Raw records:
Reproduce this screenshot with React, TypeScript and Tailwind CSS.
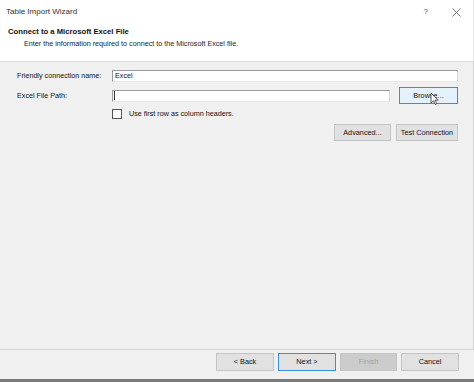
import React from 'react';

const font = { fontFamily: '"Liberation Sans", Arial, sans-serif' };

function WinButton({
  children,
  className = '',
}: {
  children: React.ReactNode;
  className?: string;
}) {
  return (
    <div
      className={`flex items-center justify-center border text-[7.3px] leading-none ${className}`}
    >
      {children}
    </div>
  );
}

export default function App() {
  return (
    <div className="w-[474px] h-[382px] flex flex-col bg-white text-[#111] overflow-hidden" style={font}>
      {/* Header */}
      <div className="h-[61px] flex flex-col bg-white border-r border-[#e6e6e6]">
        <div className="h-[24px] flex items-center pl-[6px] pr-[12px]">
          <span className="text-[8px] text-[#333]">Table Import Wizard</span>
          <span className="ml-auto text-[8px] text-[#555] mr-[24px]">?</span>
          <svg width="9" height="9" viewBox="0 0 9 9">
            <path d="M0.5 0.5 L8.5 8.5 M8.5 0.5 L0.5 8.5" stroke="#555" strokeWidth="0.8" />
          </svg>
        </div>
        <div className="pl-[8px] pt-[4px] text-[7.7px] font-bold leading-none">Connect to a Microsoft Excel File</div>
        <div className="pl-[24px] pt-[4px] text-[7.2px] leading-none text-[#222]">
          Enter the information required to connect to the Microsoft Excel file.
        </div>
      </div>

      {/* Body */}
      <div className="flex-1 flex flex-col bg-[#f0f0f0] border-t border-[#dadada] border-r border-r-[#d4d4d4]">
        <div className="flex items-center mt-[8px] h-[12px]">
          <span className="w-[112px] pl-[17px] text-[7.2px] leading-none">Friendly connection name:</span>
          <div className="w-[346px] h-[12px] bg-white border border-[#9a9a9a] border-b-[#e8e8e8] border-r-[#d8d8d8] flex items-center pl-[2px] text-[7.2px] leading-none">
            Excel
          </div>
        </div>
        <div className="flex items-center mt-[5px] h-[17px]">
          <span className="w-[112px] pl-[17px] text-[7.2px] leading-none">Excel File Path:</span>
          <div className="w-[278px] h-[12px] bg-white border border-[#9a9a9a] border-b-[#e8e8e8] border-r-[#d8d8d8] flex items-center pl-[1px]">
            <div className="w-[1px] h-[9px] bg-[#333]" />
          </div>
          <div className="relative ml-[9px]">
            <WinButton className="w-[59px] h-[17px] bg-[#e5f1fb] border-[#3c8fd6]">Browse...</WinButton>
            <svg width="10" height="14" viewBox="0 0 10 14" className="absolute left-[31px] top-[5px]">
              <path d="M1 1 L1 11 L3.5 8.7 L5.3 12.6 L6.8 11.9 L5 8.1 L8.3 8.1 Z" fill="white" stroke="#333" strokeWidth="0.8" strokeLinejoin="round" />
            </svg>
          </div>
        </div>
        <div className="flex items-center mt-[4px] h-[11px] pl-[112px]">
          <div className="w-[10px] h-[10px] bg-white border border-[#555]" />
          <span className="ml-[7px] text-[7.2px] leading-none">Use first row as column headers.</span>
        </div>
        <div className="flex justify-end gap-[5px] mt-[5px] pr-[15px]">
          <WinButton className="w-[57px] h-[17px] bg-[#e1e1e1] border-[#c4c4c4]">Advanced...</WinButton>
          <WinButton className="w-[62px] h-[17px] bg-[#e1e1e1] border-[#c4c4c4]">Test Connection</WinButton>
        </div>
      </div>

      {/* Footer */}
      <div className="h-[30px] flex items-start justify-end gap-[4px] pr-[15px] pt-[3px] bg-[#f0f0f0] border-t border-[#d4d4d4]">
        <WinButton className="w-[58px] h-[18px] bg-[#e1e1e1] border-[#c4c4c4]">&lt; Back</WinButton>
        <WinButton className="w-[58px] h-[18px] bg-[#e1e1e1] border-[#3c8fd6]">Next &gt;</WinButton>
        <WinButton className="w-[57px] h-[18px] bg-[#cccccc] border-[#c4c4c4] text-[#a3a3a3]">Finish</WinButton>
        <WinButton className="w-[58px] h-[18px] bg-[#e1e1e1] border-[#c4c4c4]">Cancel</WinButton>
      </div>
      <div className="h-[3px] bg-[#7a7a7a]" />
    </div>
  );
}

* * *

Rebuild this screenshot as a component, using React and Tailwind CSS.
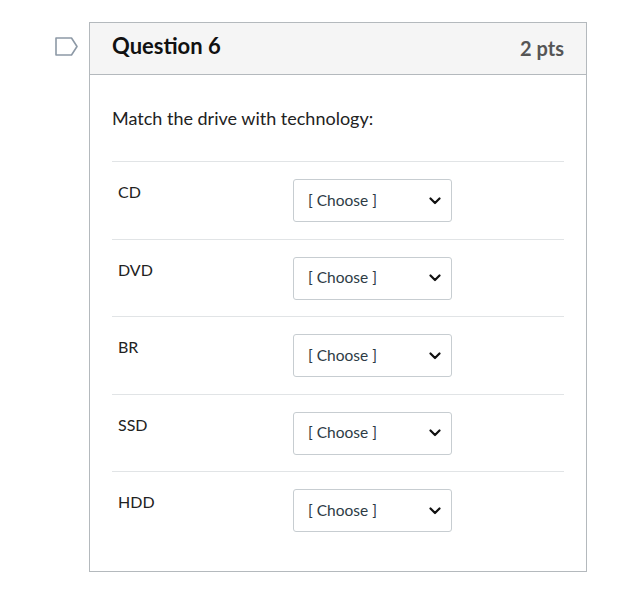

What you are asked to do:
Where a line above holds the string "screenshot", show that line.

Written solution:
Reproduce this screenshot with React, TypeScript and Tailwind CSS.
Rebuild this screenshot as a component, using React and Tailwind CSS.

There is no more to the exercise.